All entries below need to be written out exactly, but without their pictures.

::: Dataset entries

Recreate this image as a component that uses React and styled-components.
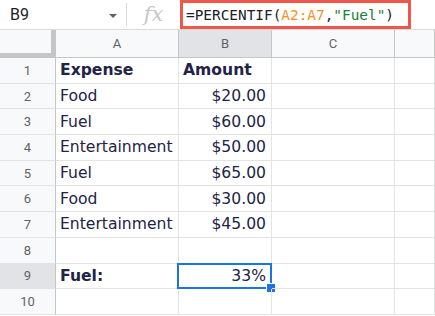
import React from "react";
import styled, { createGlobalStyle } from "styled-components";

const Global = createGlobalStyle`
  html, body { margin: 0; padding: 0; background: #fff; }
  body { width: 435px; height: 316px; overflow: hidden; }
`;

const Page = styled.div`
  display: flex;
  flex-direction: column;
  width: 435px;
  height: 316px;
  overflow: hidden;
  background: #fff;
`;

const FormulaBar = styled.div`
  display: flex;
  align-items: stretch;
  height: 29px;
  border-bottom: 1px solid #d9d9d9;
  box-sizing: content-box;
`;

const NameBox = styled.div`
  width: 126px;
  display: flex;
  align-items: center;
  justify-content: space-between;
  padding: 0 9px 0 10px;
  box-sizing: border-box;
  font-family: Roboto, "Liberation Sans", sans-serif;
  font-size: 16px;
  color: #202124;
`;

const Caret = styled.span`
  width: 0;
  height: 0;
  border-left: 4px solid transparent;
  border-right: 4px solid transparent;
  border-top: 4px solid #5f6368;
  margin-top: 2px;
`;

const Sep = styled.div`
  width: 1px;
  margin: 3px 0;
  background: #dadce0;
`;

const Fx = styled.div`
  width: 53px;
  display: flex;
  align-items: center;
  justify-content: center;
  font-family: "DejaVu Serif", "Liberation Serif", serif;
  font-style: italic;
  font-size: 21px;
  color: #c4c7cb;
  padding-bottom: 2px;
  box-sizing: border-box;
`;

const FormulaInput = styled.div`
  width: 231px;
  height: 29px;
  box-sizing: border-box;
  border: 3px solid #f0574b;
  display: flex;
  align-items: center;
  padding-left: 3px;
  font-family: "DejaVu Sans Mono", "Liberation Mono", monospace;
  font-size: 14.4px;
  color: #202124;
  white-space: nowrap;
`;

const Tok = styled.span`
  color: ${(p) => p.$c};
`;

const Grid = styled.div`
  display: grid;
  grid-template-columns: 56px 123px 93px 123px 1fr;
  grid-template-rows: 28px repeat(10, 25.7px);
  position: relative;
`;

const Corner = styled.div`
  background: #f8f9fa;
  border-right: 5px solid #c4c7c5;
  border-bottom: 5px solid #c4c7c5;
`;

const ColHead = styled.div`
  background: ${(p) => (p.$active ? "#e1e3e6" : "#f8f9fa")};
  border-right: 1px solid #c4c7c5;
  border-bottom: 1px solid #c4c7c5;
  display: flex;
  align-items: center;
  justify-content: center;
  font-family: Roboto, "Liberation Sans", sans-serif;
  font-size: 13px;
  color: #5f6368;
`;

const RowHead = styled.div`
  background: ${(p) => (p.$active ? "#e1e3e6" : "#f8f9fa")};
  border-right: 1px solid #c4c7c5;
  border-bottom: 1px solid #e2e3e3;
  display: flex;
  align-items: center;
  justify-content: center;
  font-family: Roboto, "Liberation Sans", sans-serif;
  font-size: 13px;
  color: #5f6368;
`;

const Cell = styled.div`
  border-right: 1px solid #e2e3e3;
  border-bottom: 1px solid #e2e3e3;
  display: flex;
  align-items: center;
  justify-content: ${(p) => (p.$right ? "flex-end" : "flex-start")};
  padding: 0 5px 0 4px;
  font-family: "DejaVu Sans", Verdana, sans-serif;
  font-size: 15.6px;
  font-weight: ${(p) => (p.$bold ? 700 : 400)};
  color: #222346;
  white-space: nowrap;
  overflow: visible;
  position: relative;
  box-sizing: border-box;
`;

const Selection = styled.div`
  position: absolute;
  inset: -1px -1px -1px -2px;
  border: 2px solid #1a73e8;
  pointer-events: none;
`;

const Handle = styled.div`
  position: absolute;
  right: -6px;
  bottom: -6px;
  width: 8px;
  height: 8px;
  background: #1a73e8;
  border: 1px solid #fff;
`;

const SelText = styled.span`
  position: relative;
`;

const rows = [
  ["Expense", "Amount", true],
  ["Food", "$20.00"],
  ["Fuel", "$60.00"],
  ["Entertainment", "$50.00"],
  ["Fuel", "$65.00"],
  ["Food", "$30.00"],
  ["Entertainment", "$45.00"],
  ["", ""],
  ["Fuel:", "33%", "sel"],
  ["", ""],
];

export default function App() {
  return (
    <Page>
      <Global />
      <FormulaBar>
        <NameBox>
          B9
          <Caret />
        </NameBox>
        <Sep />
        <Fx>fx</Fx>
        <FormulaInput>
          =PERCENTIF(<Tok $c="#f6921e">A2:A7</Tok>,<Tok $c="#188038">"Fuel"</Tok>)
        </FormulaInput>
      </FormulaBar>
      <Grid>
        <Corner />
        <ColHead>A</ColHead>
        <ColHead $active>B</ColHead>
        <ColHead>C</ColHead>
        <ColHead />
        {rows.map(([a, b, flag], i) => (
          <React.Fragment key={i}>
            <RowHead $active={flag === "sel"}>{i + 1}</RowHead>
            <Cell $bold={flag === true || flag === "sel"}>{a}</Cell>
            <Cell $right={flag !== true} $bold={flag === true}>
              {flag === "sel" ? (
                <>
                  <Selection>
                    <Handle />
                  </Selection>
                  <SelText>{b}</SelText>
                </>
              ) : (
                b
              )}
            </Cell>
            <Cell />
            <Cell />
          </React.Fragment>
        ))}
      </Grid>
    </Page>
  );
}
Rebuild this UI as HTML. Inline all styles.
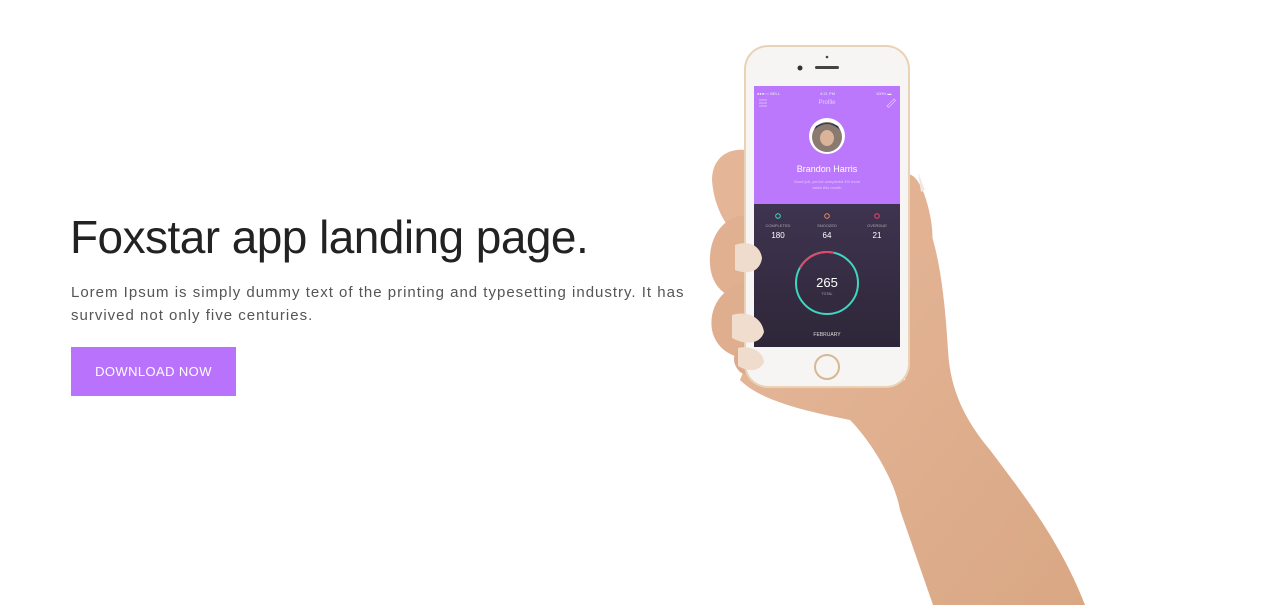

::::::

* Solution to this problem
Recreate this image as a component that uses React and styled-components.
import React from "react";
import styled, { createGlobalStyle } from "styled-components";

const Global = createGlobalStyle`
  html, body { margin: 0; padding: 0; background: #fff; }
  body { width: 435px; height: 316px; overflow: hidden; }
`;

const Page = styled.div`
  display: flex;
  flex-direction: column;
  width: 435px;
  height: 316px;
  overflow: hidden;
  background: #fff;
`;

const FormulaBar = styled.div`
  display: flex;
  align-items: stretch;
  height: 29px;
  border-bottom: 1px solid #d9d9d9;
  box-sizing: content-box;
`;

const NameBox = styled.div`
  width: 126px;
  display: flex;
  align-items: center;
  justify-content: space-between;
  padding: 0 9px 0 10px;
  box-sizing: border-box;
  font-family: Roboto, "Liberation Sans", sans-serif;
  font-size: 16px;
  color: #202124;
`;

const Caret = styled.span`
  width: 0;
  height: 0;
  border-left: 4px solid transparent;
  border-right: 4px solid transparent;
  border-top: 4px solid #5f6368;
  margin-top: 2px;
`;

const Sep = styled.div`
  width: 1px;
  margin: 3px 0;
  background: #dadce0;
`;

const Fx = styled.div`
  width: 53px;
  display: flex;
  align-items: center;
  justify-content: center;
  font-family: "DejaVu Serif", "Liberation Serif", serif;
  font-style: italic;
  font-size: 21px;
  color: #c4c7cb;
  padding-bottom: 2px;
  box-sizing: border-box;
`;

const FormulaInput = styled.div`
  width: 231px;
  height: 29px;
  box-sizing: border-box;
  border: 3px solid #f0574b;
  display: flex;
  align-items: center;
  padding-left: 3px;
  font-family: "DejaVu Sans Mono", "Liberation Mono", monospace;
  font-size: 14.4px;
  color: #202124;
  white-space: nowrap;
`;

const Tok = styled.span`
  color: ${(p) => p.$c};
`;

const Grid = styled.div`
  display: grid;
  grid-template-columns: 56px 123px 93px 123px 1fr;
  grid-template-rows: 28px repeat(10, 25.7px);
  position: relative;
`;

const Corner = styled.div`
  background: #f8f9fa;
  border-right: 5px solid #c4c7c5;
  border-bottom: 5px solid #c4c7c5;
`;

const ColHead = styled.div`
  background: ${(p) => (p.$active ? "#e1e3e6" : "#f8f9fa")};
  border-right: 1px solid #c4c7c5;
  border-bottom: 1px solid #c4c7c5;
  display: flex;
  align-items: center;
  justify-content: center;
  font-family: Roboto, "Liberation Sans", sans-serif;
  font-size: 13px;
  color: #5f6368;
`;

const RowHead = styled.div`
  background: ${(p) => (p.$active ? "#e1e3e6" : "#f8f9fa")};
  border-right: 1px solid #c4c7c5;
  border-bottom: 1px solid #e2e3e3;
  display: flex;
  align-items: center;
  justify-content: center;
  font-family: Roboto, "Liberation Sans", sans-serif;
  font-size: 13px;
  color: #5f6368;
`;

const Cell = styled.div`
  border-right: 1px solid #e2e3e3;
  border-bottom: 1px solid #e2e3e3;
  display: flex;
  align-items: center;
  justify-content: ${(p) => (p.$right ? "flex-end" : "flex-start")};
  padding: 0 5px 0 4px;
  font-family: "DejaVu Sans", Verdana, sans-serif;
  font-size: 15.6px;
  font-weight: ${(p) => (p.$bold ? 700 : 400)};
  color: #222346;
  white-space: nowrap;
  overflow: visible;
  position: relative;
  box-sizing: border-box;
`;

const Selection = styled.div`
  position: absolute;
  inset: -1px -1px -1px -2px;
  border: 2px solid #1a73e8;
  pointer-events: none;
`;

const Handle = styled.div`
  position: absolute;
  right: -6px;
  bottom: -6px;
  width: 8px;
  height: 8px;
  background: #1a73e8;
  border: 1px solid #fff;
`;

const SelText = styled.span`
  position: relative;
`;

const rows = [
  ["Expense", "Amount", true],
  ["Food", "$20.00"],
  ["Fuel", "$60.00"],
  ["Entertainment", "$50.00"],
  ["Fuel", "$65.00"],
  ["Food", "$30.00"],
  ["Entertainment", "$45.00"],
  ["", ""],
  ["Fuel:", "33%", "sel"],
  ["", ""],
];

export default function App() {
  return (
    <Page>
      <Global />
      <FormulaBar>
        <NameBox>
          B9
          <Caret />
        </NameBox>
        <Sep />
        <Fx>fx</Fx>
        <FormulaInput>
          =PERCENTIF(<Tok $c="#f6921e">A2:A7</Tok>,<Tok $c="#188038">"Fuel"</Tok>)
        </FormulaInput>
      </FormulaBar>
      <Grid>
        <Corner />
        <ColHead>A</ColHead>
        <ColHead $active>B</ColHead>
        <ColHead>C</ColHead>
        <ColHead />
        {rows.map(([a, b, flag], i) => (
          <React.Fragment key={i}>
            <RowHead $active={flag === "sel"}>{i + 1}</RowHead>
            <Cell $bold={flag === true || flag === "sel"}>{a}</Cell>
            <Cell $right={flag !== true} $bold={flag === true}>
              {flag === "sel" ? (
                <>
                  <Selection>
                    <Handle />
                  </Selection>
                  <SelText>{b}</SelText>
                </>
              ) : (
                b
              )}
            </Cell>
            <Cell />
            <Cell />
          </React.Fragment>
        ))}
      </Grid>
    </Page>
  );
}
Rebuild this UI as HTML. Inline all styles.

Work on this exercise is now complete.